Raising Women’s Voices

LGBT Inclusion in Health Care Reform

Posted in DC Reform, Health Disparities by raisingwomensvoices on February 16, 2009

The National Coalition for LGBT Health has developed Guiding Principles for Lesbian, Gay, Bisexual and Transgender Inclusion in Health Care Reform, which will be sent to the Obama administration and LGBT-friendly members of Congress.  In the reform efforts to secure guaranteed health coverage for all, these principles serve to remind policymakers that not all groups can be treated the same.  Disparities in access to, and quality of, care faced by marginalized populations require specialized measures of reform to address the cultural discrepancies and discrimination that place them at higher medical risk and leave them underinsured.  The principles outlined in the letter to Obama and DC policymakers are as follows:

1. Cultural competency must be mandatory and practical — There must be systematic effort on the part of the federal government in providing training and funding and distributing best practices and awareness programs about LGBT people and their specialized health needs.

2. Guaranteed access to care — An overhaul of the health care system will need to include an oversight body of some sort to guarantee permanent access to health care for LGBT people and insulate this right from the whims of the political climate and anti-LGBT administrations in the future.

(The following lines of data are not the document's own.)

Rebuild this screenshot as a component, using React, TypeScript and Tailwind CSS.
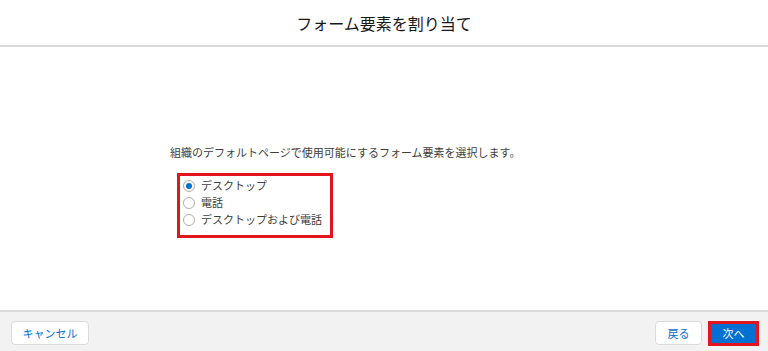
import React, { useState } from 'react';

const options = ['デスクトップ', '電話', 'デスクトップおよび電話'];

const App: React.FC = () => {
  const [selected, setSelected] = useState(0);

  return (
    <div
      className="h-[351px] w-full flex flex-col bg-white text-[#3e3e3c] overflow-hidden"
      style={{ fontFamily: '"Noto Sans CJK JP", "Noto Sans", sans-serif' }}
    >
      <div className="h-[47px] shrink-0 border-b-2 border-[#dddbda] flex items-center justify-center">
        <h1 className="text-[16px] leading-none text-[#181818] pt-[1px]">フォーム要素を割り当て</h1>
      </div>

      <div className="flex-1 pl-[170px] pt-[97px]">
        <p className="text-[11px] leading-[16px] text-[#3e3e3c]">
          組織のデフォルトページで使用可能にするフォーム要素を選択します。
        </p>
        <div className="mt-[13px] ml-[7px] w-[156px] h-[65px] border-[3px] border-[#e3141c] pl-[3px] pt-[1px]">
          {options.map((label, i) => (
            <label key={label} className="h-[17px] flex items-center gap-[6px] cursor-pointer">
              <span
                className="w-[12px] h-[12px] rounded-full border border-[#b0adab] bg-white flex items-center justify-center shrink-0"
                onClick={() => setSelected(i)}
              >
                {selected === i && <span className="w-[6px] h-[6px] rounded-full bg-[#0070d2]" />}
              </span>
              <span className="text-[11px] leading-none text-[#3e3e3c]">{label}</span>
            </label>
          ))}
        </div>
      </div>

      <div className="h-[41px] shrink-0 border-t-2 border-[#dddbda] bg-[#f3f2f2] flex items-start justify-between pl-[11px] pr-[9px] pt-[9px]">
        <button className="w-[78px] h-[24px] rounded-[4px] border border-[#dddbda] bg-white text-[11px] text-[#0070d2] flex items-center justify-center">
          キャンセル
        </button>
        <div className="flex items-start gap-[6px]">
          <button className="w-[47px] h-[24px] rounded-[4px] border border-[#dddbda] bg-white text-[11px] text-[#0070d2] flex items-center justify-center">
            戻る
          </button>
          <button className="w-[51px] h-[25px] border-[3px] border-[#e3141c] bg-[#0070d2] text-[11px] text-white flex items-center justify-center">
            次へ
          </button>
        </div>
      </div>
    </div>
  );
};

export default App;
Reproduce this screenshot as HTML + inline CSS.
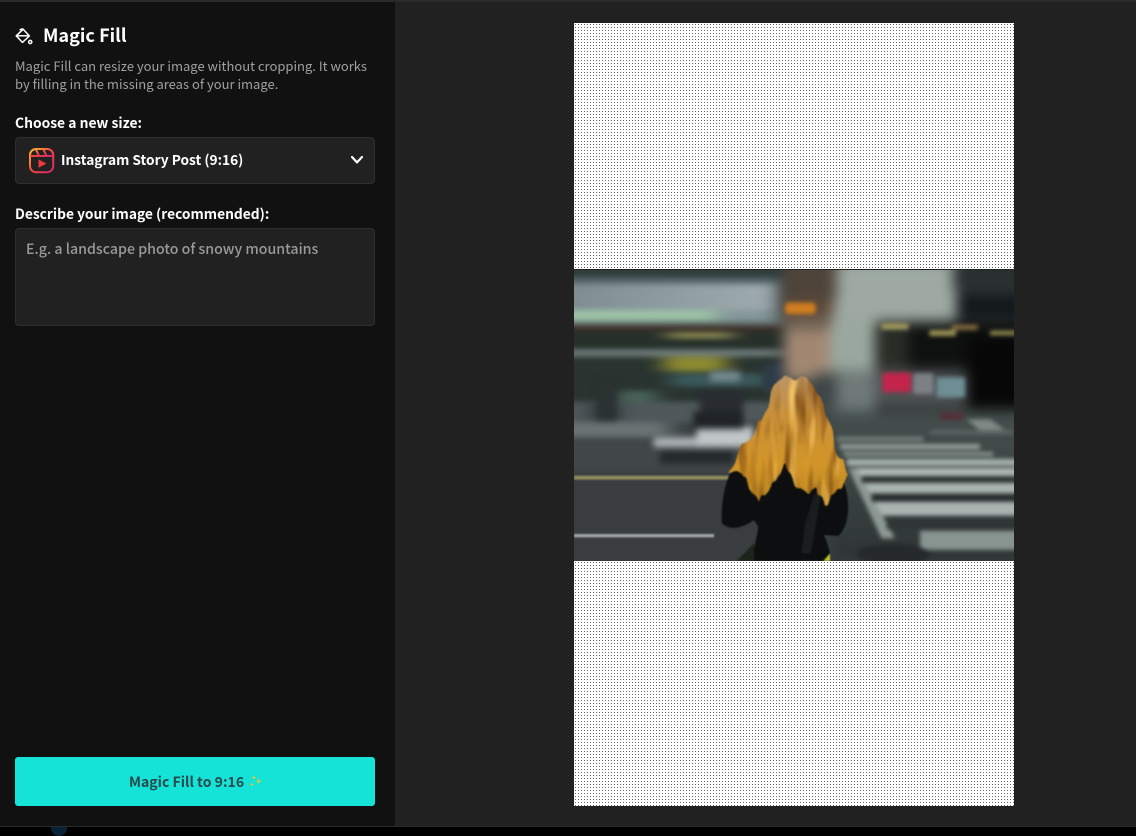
<!DOCTYPE html>
<html><head><meta charset="utf-8">
<style>
html,body{margin:0;padding:0;background:#000;}
body{width:1136px;height:836px;position:relative;overflow:hidden;font-family:"Noto Sans CJK JP","Liberation Sans",sans-serif;}
.a{position:absolute;white-space:nowrap;}
.dots{position:absolute;left:574px;width:440px;background-color:#fff;background-image:radial-gradient(circle at 1.5px 1.5px,#666 0,#666 .7px,transparent .75px);background-size:3px 3px;background-repeat:repeat;}
</style></head><body>
<div class="a" style="left:0;top:0;width:1136px;height:2px;background:#2a2a2a"></div>
<div class="a" style="left:0;top:2px;width:395px;height:824px;background:#111"></div>
<div class="a" style="left:395px;top:2px;width:741px;height:824px;background:#212121"></div>
<div class="a" style="left:0;top:826px;width:1136px;height:1px;background:#2a2a2a"></div>
<div class="a" style="left:51px;top:827px;width:16px;height:9px;border-radius:0 0 8px 8px;background:#0a2238"></div>

<svg class="a" style="left:15px;top:27px" width="18" height="18" viewBox="0 0 18 18" fill="none" stroke="#fff" stroke-width="1.5"><path d="M4.6 3 L7.6 1.6 M8.2 2.2 L14.4 9 L7.4 15.4 L1.2 8.8 Z" stroke-linejoin="round"/><path d="M1.6 8.8 H14" /><circle cx="15.2" cy="15" r="1.6"/></svg>
<div class="a" style="left:43px;top:23px;font-size:18.1px;line-height:25px;font-weight:700;color:#fff">Magic Fill</div>
<div class="a" style="left:15px;top:57px;font-size:13px;line-height:18px;color:#a0a0a0">Magic Fill can resize your image without cropping. It works<br>by filling in the missing areas of your image.</div>
<div class="a" style="left:15px;top:112px;font-size:13.85px;line-height:20px;font-weight:700;color:#fff">Choose a new size:</div>

<div class="a" style="left:15px;top:137px;width:358px;height:45px;background:#212121;border:1px solid #2e2e2e;border-radius:4px"></div>
<svg class="a" style="left:28px;top:147px" width="27" height="27" viewBox="0 0 27 27" fill="none">
<defs><linearGradient id="g" x1="0" y1="0" x2="1" y2="1"><stop offset="0" stop-color="#fdb92e"/><stop offset=".5" stop-color="#f4473f"/><stop offset="1" stop-color="#d6246e"/></linearGradient></defs>
<rect x="2" y="2" width="23.2" height="23.2" rx="6" stroke="url(#g)" stroke-width="2"/>
<path d="M2 9 H25 M8 2.5 L11 9 M15.5 2.5 L18.5 9" stroke="url(#g)" stroke-width="2"/>
<path d="M10.5 12.4 L18.4 16.6 L10.5 20.8 Z" fill="#ee3a3a"/></svg>
<div class="a" style="left:61px;top:149px;font-size:13.7px;line-height:20px;font-weight:700;color:#fff">Instagram Story Post (9:16)</div>
<svg class="a" style="left:350px;top:155px" width="14" height="10" viewBox="0 0 14 10" fill="none" stroke="#fff" stroke-width="2.2" stroke-linecap="round" stroke-linejoin="round"><path d="M2 2 L7 7.4 L12 2"/></svg>

<div class="a" style="left:15px;top:203px;font-size:13.78px;line-height:20px;font-weight:700;color:#fff">Describe your image (recommended):</div>
<div class="a" style="left:15px;top:228px;width:358px;height:96px;background:#212121;border:1px solid #2e2e2e;border-radius:4px"></div>
<div class="a" style="left:26px;top:239px;font-size:14.2px;line-height:20px;font-weight:500;color:#9a9a9a">E.g. a landscape photo of snowy mountains</div>

<div class="a" style="left:15px;top:757px;width:360px;height:49px;background:#16e3d8;border-radius:3px"></div>
<div class="a" style="left:129px;top:772px;font-size:14.05px;line-height:20px;font-weight:700;color:#274a4b">Magic Fill to 9:16</div>
<svg class="a" style="left:249px;top:775px" width="14" height="14" viewBox="0 0 14 14" fill="#f9c21e"><path d="M5 0 L5.6 2 L7.4 2.6 L5.6 3.2 L5 5 L4.4 3.2 L2.6 2.6 L4.4 2 Z"/><path d="M9.6 3.2 L10.3 5.5 L12.6 6.2 L10.3 6.9 L9.6 9.2 L8.9 6.9 L6.6 6.2 L8.9 5.5 Z"/><path d="M3 7.4 L3.5 9 L5.1 9.5 L3.5 10 L3 11.6 L2.5 10 L.9 9.5 L2.5 9 Z"/></svg>

<div class="dots" style="top:23px;height:246px"></div>
<div class="dots" style="top:561px;height:245px"></div>

<svg class="a" style="left:574px;top:270px" width="440" height="291" viewBox="12 30 1320 873" preserveAspectRatio="none">
<defs>
<clipPath id="c"><rect x="12" y="30" width="1320" height="873"/></clipPath>
<filter id="mot" filterUnits="userSpaceOnUse" x="-200" y="-100" width="1800" height="1200" color-interpolation-filters="sRGB"><feGaussianBlur stdDeviation="32 9"/></filter>
<filter id="b12" filterUnits="userSpaceOnUse" x="-200" y="-100" width="1800" height="1200" color-interpolation-filters="sRGB"><feGaussianBlur stdDeviation="20"/></filter>
<filter id="b8" filterUnits="userSpaceOnUse" x="-200" y="-100" width="1800" height="1200" color-interpolation-filters="sRGB"><feGaussianBlur stdDeviation="10"/></filter>
<filter id="b4" filterUnits="userSpaceOnUse" x="-200" y="-100" width="1800" height="1200" color-interpolation-filters="sRGB"><feGaussianBlur stdDeviation="6"/></filter>
<filter id="b2" filterUnits="userSpaceOnUse" x="-200" y="-100" width="1800" height="1200" color-interpolation-filters="sRGB"><feGaussianBlur stdDeviation="2.4"/></filter>
<filter id="hair" filterUnits="userSpaceOnUse" x="380" y="300" width="560" height="520" color-interpolation-filters="sRGB">
 <feTurbulence type="fractalNoise" baseFrequency="0.035 0.006" numOctaves="2" seed="11" result="n"/>
 <feDisplacementMap in="SourceGraphic" in2="n" scale="34" xChannelSelector="R" yChannelSelector="G" result="d"/>
 <feColorMatrix in="n" type="matrix" values="0 0 0 0 .5  0 0 0 0 .3  0 0 0 0 .08  2.4 0 0 0 -1.05" result="dk0"/>
 <feComposite in="dk0" in2="d" operator="in" result="dk"/>
 <feColorMatrix in="n" type="matrix" values="0 0 0 0 .98  0 0 0 0 .8  0 0 0 0 .4  0 -2.6 0 0 1.2" result="lt0"/>
 <feComposite in="lt0" in2="d" operator="in" result="lt"/>
 <feMerge result="m"><feMergeNode in="d"/><feMergeNode in="dk"/><feMergeNode in="lt"/></feMerge>
 <feGaussianBlur in="m" stdDeviation="2"/>
</filter>
<linearGradient id="lg" x1="0" x2="1" y1="0" y2="0"><stop offset="0" stop-color="#7a878b"/><stop offset="1" stop-color="#9fadb0"/></linearGradient>
<linearGradient id="ha" x1="0" x2="0" y1="0" y2="1"><stop offset="0" stop-color="#bb9468"/><stop offset=".3" stop-color="#c88f38"/><stop offset=".7" stop-color="#d29528"/><stop offset="1" stop-color="#b98620"/></linearGradient>
<linearGradient id="cw" x1="0" x2="0" y1="0" y2="1"><stop offset="0" stop-color="#45504e"/><stop offset="1" stop-color="#2e3434"/></linearGradient>
</defs>
<g clip-path="url(#c)">
<rect x="12" y="30" width="1320" height="873" fill="#3b4243"/>
<g filter="url(#mot)">
<rect x="-100" y="0" width="760" height="52" fill="#2f3d3c"/>
<rect x="-100" y="52" width="740" height="20" fill="#57666a"/>
<rect x="-100" y="72" width="725" height="80" fill="url(#lg)"/>
<rect x="-100" y="150" width="540" height="34" fill="#9cc2a6"/>
<rect x="440" y="150" width="190" height="34" fill="#85979a"/>
<rect x="-100" y="184" width="740" height="16" fill="#5f6e6c"/>
<rect x="-100" y="198" width="750" height="12" fill="#422a22"/>
<rect x="-100" y="210" width="750" height="60" fill="#262f2a"/>
<rect x="290" y="218" width="200" height="16" fill="#9a9858"/>
<rect x="-100" y="268" width="740" height="22" fill="#6f7c7a"/>
<rect x="-100" y="290" width="750" height="135" fill="#29332f"/>
<rect x="280" y="290" width="190" height="44" fill="#8c8a30"/>
<rect x="300" y="340" width="300" height="40" fill="#3a585a"/>
<rect x="140" y="392" width="120" height="34" fill="#486459"/>
<rect x="-100" y="425" width="740" height="62" fill="#4f585a"/>
<rect x="60" y="430" width="90" height="50" fill="#333b3d"/>
<rect x="-100" y="487" width="400" height="45" fill="#6b7274"/>
<rect x="-100" y="532" width="760" height="105" fill="#414749"/>
<rect x="-100" y="637" width="760" height="290" fill="#393d3f"/>
</g>
<g filter="url(#b8)">
<rect x="250" y="532" width="300" height="30" rx="10" fill="#b0b6b9"/>
<rect x="380" y="500" width="170" height="60" fill="#c0c5c7"/>
<rect x="370" y="455" width="150" height="52" fill="#1f2326"/>
<rect x="390" y="395" width="130" height="60" fill="#282c31"/>
<rect x="420" y="335" width="90" height="28" fill="#7a8d93"/>
<rect x="270" y="570" width="220" height="42" fill="#25292b"/>
<rect x="580" y="310" width="70" height="90" fill="#2e3c48"/>
<rect x="80" y="360" width="60" height="120" fill="#2a3232"/>
</g>
<g filter="url(#b12)">
<rect x="790" y="0" width="370" height="190" fill="#9da9a2"/>
<rect x="1150" y="0" width="240" height="90" fill="#2a2f30"/>
<rect x="1160" y="100" width="220" height="75" fill="#14181b"/>
<rect x="640" y="0" width="160" height="120" fill="#4f4439"/>
<rect x="640" y="118" width="150" height="50" fill="#5e4a3a"/>
<rect x="640" y="165" width="150" height="50" fill="#6d5f50"/>
<rect x="645" y="210" width="145" height="150" fill="#a28873"/>
<rect x="780" y="180" width="140" height="150" fill="#9aa79f"/>
<rect x="780" y="330" width="140" height="130" fill="#6f7a78"/>
<rect x="915" y="185" width="470" height="265" fill="#0f1110"/>
<rect x="915" y="190" width="100" height="240" fill="#2a2c26"/>
<rect x="915" y="330" width="280" height="110" fill="#505455"/>
<rect x="1190" y="230" width="200" height="220" fill="#070707"/>
<rect x="730" y="340" width="70" height="100" fill="#3e4647"/>
<rect x="780" y="450" width="600" height="460" fill="url(#cw)"/>
</g>
<g filter="url(#b4)">
<rect x="645" y="128" width="92" height="34" rx="10" fill="#d07c1f"/>
<rect x="935" y="190" width="80" height="18" fill="#a39b5e"/>
<rect x="1078" y="210" width="80" height="18" fill="#9a9254"/>
<rect x="1145" y="194" width="78" height="16" fill="#80683c"/>
<rect x="1260" y="212" width="80" height="14" fill="#8e8850"/>
<rect x="938" y="338" width="85" height="58" fill="#c4244c"/>
<rect x="1030" y="340" width="60" height="62" fill="#7d8187"/>
<rect x="1100" y="352" width="85" height="60" fill="#6d8e94"/>
<rect x="1110" y="455" width="70" height="25" fill="#53323c"/>
<path d="M1190 478 L1260 478 L1320 520 L1240 520 Z" fill="#7f8a86"/>
<rect x="800" y="530" width="260" height="14" fill="#737d79"/>
<rect x="1080" y="510" width="250" height="14" fill="#5a6462"/>
<rect x="810" y="552" width="420" height="16" fill="#929d98"/>
<rect x="820" y="576" width="450" height="12" fill="#8a9591"/>
<rect x="830" y="597" width="520" height="20" fill="#a8b3ae"/>
<rect x="850" y="624" width="500" height="24" fill="#aeb9b4"/>
<rect x="880" y="668" width="470" height="32" fill="#a9b4b0"/>
<rect x="910" y="725" width="440" height="42" fill="#a9b4b0"/>
<rect x="1050" y="812" width="300" height="58" fill="#87948f"/>
<path d="M835 625 L860 625 L975 835 L935 835 Z" fill="#8d9995"/>
<rect x="875" y="650" width="470" height="18" fill="#2a3030"/>
<rect x="905" y="703" width="440" height="22" fill="#272c2d"/>
<rect x="950" y="770" width="400" height="38" fill="#303536"/>
<ellipse cx="970" cy="882" rx="110" ry="30" fill="#25292b"/>
</g>
<g filter="url(#b2)">
<rect x="12" y="647" width="470" height="12" fill="#8f8a5e"/>
<rect x="12" y="822" width="420" height="10" fill="#9ea5a3"/>
<path d="M480 640 C462 680 452 740 456 790 C480 812 515 806 552 780 L565 800 C560 840 548 870 548 903 H780 C782 870 772 850 762 825 L805 828 C835 800 842 740 826 680 L800 610 L520 610 Z" fill="#0d0e0f"/>
<path d="M735 700 L752 705 L735 810 L722 880 L695 880 L705 790 Z" fill="#1a1d1d"/>
<path d="M552 850 L500 903 H552 Z" fill="#1d241c"/>
<path d="M760 903 L780 880 V903 Z" fill="#c4c82a"/>
</g>
<path filter="url(#hair)" d="M660 350 C625 352 605 372 595 420 C585 470 560 510 530 550 C505 585 490 610 476 636 C505 628 520 640 528 662 C535 690 555 700 568 728 C590 690 615 665 640 625 C655 600 665 640 672 660 C682 690 700 690 722 704 C735 690 740 670 748 690 C755 705 765 715 770 732 C790 700 815 680 830 650 C815 600 800 570 790 530 C775 480 770 440 750 400 C735 368 705 350 660 350 Z" fill="url(#ha)"/>
</g>
</svg>
</body></html>
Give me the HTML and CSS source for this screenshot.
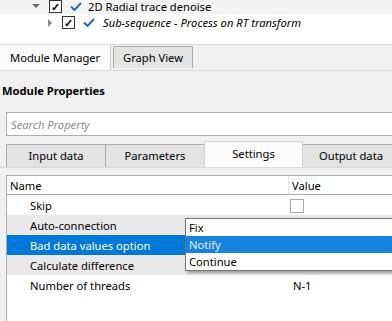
FILE: index.html
```html
<!DOCTYPE html>
<html lang="en">
<head>
  <meta charset="UTF-8">
  <title>Module Properties</title>
  <link rel="stylesheet" href="styles.css">
</head>
<body>
  <div class="tree">
    <div class="tree-row level1 hover">
      <span class="arrow down"></span>
      <span class="box">&#10003;</span>
      <svg class="tick" width="12" height="9" viewBox="0 0 12 9"><path d="M1 4.5 L4.5 8 L11 1" fill="none" stroke="#1f6fc5" stroke-width="2"/></svg>
      <span class="label">2D Radial trace denoise</span>
    </div>
    <div class="tree-row level2">
      <span class="arrow right"></span>
      <span class="box">&#10003;</span>
      <svg class="tick" width="12" height="9" viewBox="0 0 12 9"><path d="M1 4.5 L4.5 8 L11 1" fill="none" stroke="#1f6fc5" stroke-width="2"/></svg>
      <span class="label italic">Sub-sequence - Process on RT transform</span>
    </div>
  </div>

  <div class="main-tabs">
    <div class="main-tab active">Module Manager</div>
    <div class="main-tab">Graph View</div>
  </div>

  <div class="panel">
    <div class="panel-title">Module Properties</div>
    <div class="search"><span class="placeholder">Search Property</span></div>

    <div class="tabs">
      <div class="tab input">Input data</div>
      <div class="tab params">Parameters</div>
      <div class="tab active">Settings</div>
      <div class="tab output">Output data</div>
    </div>

    <div class="pane">
      <div class="table">
        <div class="thead">
          <div class="col-name">Name</div>
          <div class="col-value">Value</div>
        </div>
        <div class="trow">
          <div class="col-name">Skip</div>
          <div class="col-value"><span class="check"></span></div>
        </div>
        <div class="trow alt">
          <div class="col-name">Auto-connection</div>
          <div class="col-value"></div>
        </div>
        <div class="trow selected">
          <div class="col-name">Bad data values option</div>
          <div class="col-value"></div>
        </div>
        <div class="trow alt">
          <div class="col-name">Calculate difference</div>
          <div class="col-value"></div>
        </div>
        <div class="trow">
          <div class="col-name">Number of threads</div>
          <div class="col-value">N-1</div>
        </div>

        <div class="popup">
          <div class="item">Fix</div>
          <div class="item current">Notify</div>
          <div class="item">Continue</div>
        </div>
      </div>
    </div>
  </div>
</body>
</html>
```
FILE: styles.css
```css
* {
  box-sizing: border-box;
}
body {
  margin: 0;
  width: 392px;
  height: 321px;
  overflow: hidden;
  background: #f0f0f0;
  font-family: "Noto Sans", "Open Sans", sans-serif;
  font-size: 11.2px;
  color: #000;
}

/* tree at the top */
.tree {
  background: #fff;
  height: 48px;
  margin-top: -3px;
  border-bottom: 1px solid #dadada;
}
.tree-row {
  height: 17px;
  display: flex;
  align-items: center;
}
.tree-row.hover {
  background: #f3f3f3;
  padding-top: 1px;
}
.level1 {
  padding-left: 30px;
}
.level2 {
  padding-left: 44px;
}
.arrow {
  width: 12px;
  height: 12px;
  position: relative;
}
.arrow.down::after {
  content: "";
  position: absolute;
  left: 2px;
  top: 4px;
  border-left: 4px solid transparent;
  border-right: 4px solid transparent;
  border-top: 4px solid #6d6d6d;
}
.arrow.right::after {
  content: "";
  position: absolute;
  left: 4px;
  top: 2px;
  border-top: 4px solid transparent;
  border-bottom: 4px solid transparent;
  border-left: 4px solid #8a8a8a;
}
.box {
  width: 13px;
  height: 13px;
  border: 1px solid #333;
  background: #fff;
  font-size: 11px;
  line-height: 11px;
  text-align: center;
  font-weight: bold;
  margin-left: 7px;
}
.level2 .box {
  margin-left: 6px;
}
.tick {
  margin-left: 8px;
}
.label {
  margin-left: 6px;
  white-space: nowrap;
}
.level2 .label {
  margin-left: 8px;
}
.italic {
  font-style: italic;
}

/* Module Manager / Graph View */
.main-tabs {
  display: flex;
  align-items: flex-start;
  height: 26px;
  border-bottom: 1px solid #dadada;
}
.main-tab {
  height: 22px;
  line-height: 21px;
  padding: 0 9px;
  margin-top: 1px;
  margin-left: 2px;
  white-space: nowrap;
  background: #e4e4e4;
  border: 1px solid #acacac;
  border-bottom: none;
  border-radius: 2px 2px 0 0;
}
.main-tab.active {
  height: 25px;
  line-height: 25px;
  margin: 0;
  width: 111px;
  padding-left: 10px;
  background: #fbfbfb;
  border: none;
  border-right: 1px solid #d0d0d0;
  border-radius: 0;
}

/* properties panel */
.panel-title {
  font-weight: bold;
  padding: 12px 0 0 2px;
  height: 41px;
  line-height: 16px;
}
.search {
  margin-left: 6px;
  height: 24px;
  background: #fff;
  border: 1px solid #abadb3;
  border-right: none;
  display: flex;
  align-items: center;
  padding-left: 4px;
}
.placeholder {
  font-style: italic;
  color: #8c8c8c;
}

.tabs {
  display: flex;
  align-items: flex-end;
  margin: 5px 0 0 6px;
  height: 26px;
}
.tab {
  flex-shrink: 0;
  height: 23px;
  line-height: 22px;
  text-align: center;
  white-space: nowrap;
  background: #e3e3e3;
  border: 1px solid #acacac;
  border-left: none;
  border-bottom: none;
}
.tab.input {
  width: 100px;
  border-left: 1px solid #acacac;
}
.tab.params {
  width: 99px;
}
.tab.output {
  width: 99px;
}
.tab.active {
  width: 99px;
  margin-left: -1px;
  margin-right: -1px;
  height: 26px;
  line-height: 24px;
  background: #fcfcfc;
  border: 1px solid #d0d0d0;
  border-bottom: none;
  border-radius: 2px 2px 0 0;
  position: relative;
}

.pane {
  border-top: 1px solid #d9d9d9;
  padding: 7px 0 0 6px;
}
.table {
  position: relative;
  background: #fff;
  border: 1px solid #adadad;
  border-right: none;
  height: 160px;
}
.thead,
.trow {
  display: flex;
  height: 20px;
  line-height: 21px;
}
.thead {
  height: 19px;
  line-height: 19px;
  border-bottom: 1px solid #a8a8a8;
}
.thead .col-name {
  padding-left: 3px;
  width: 282px;
  border-right: 1px solid #e3e3e3;
}
.thead .col-value {
  padding-left: 3px;
}
.trow .col-name {
  padding-left: 23px;
  width: 282px;
}
.trow .col-value {
  padding-left: 4px;
}
.trow.alt {
  background: #e9e9e9;
}
.trow.selected {
  background: #0078d7;
  color: #fff;
}
.check {
  display: inline-block;
  width: 14px;
  height: 14px;
  border: 1px solid #a8a8a8;
  background: #fff;
  vertical-align: middle;
  margin-top: -3px;
  margin-left: -3px;
}

/* combo popup */
.popup {
  position: absolute;
  left: 178px;
  top: 42px;
  width: 230px;
  background: #fff;
  border: 1px solid #767676;
  box-shadow: 2px 2px 3px rgba(0, 0, 0, 0.35);
}
.popup .item {
  height: 17px;
  line-height: 17px;
  padding-left: 3px;
}
.popup .item.current {
  background: #1683dc;
  color: #e8f0f8;
}
```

3. Clear definitions in policy and legislation — The federal government’s current definitions of such terms as “family,” “parent,” and “spouse” are exclusive of the LGBT community.  New definitions of family should include a clause along the lines of, “Any individual related by blood or affinity whose close association with the employee is the equivalent of a family relationship.”

4. No exclusions on diagnoses of pre-existing conditions — Fear of anti-LGBT stigma discourages people from seeking routine diagnostic services, causing more instances of late treatment and consequent insurance provider discrimination on the basis of pre-existing conditions.

5. Health care coverage for transgender inclusion is mandatory — Insurance companies routinely refuse to cover transition-related medical expenses, under the “transgender exclusion” clause.  Such care should be a basic benefit.

6. Data collection tools must be appropriate for all populations to facilitate proper planning, clinical care and program evaluation — Health data collection has typically overlooked the issues of LGBT and other marginalized groups, causing a lack of information about their particularized health care needs.

7. Adequate assurances that health information technology will ensure privacy and address the unique health care needs of transgender people — Confidentiality of sexual orientation and gender identity is a crucial element of LGBT health care provision that must never be overlooked or compromised.

8. Reproductive health care services must support all methods of conception for all patients — Any coverage of family planning must include coverage of alternative family creation methods.

9. The HIV/AIDS epidemic must be addressed — Gay men, particularly gay men of color and youth, and transgender women are at elevated risks of contracting the disease.

10. Mental health parity must be included — LGBT people are significantly more likely to suffer from mental health concerns and substance abuse.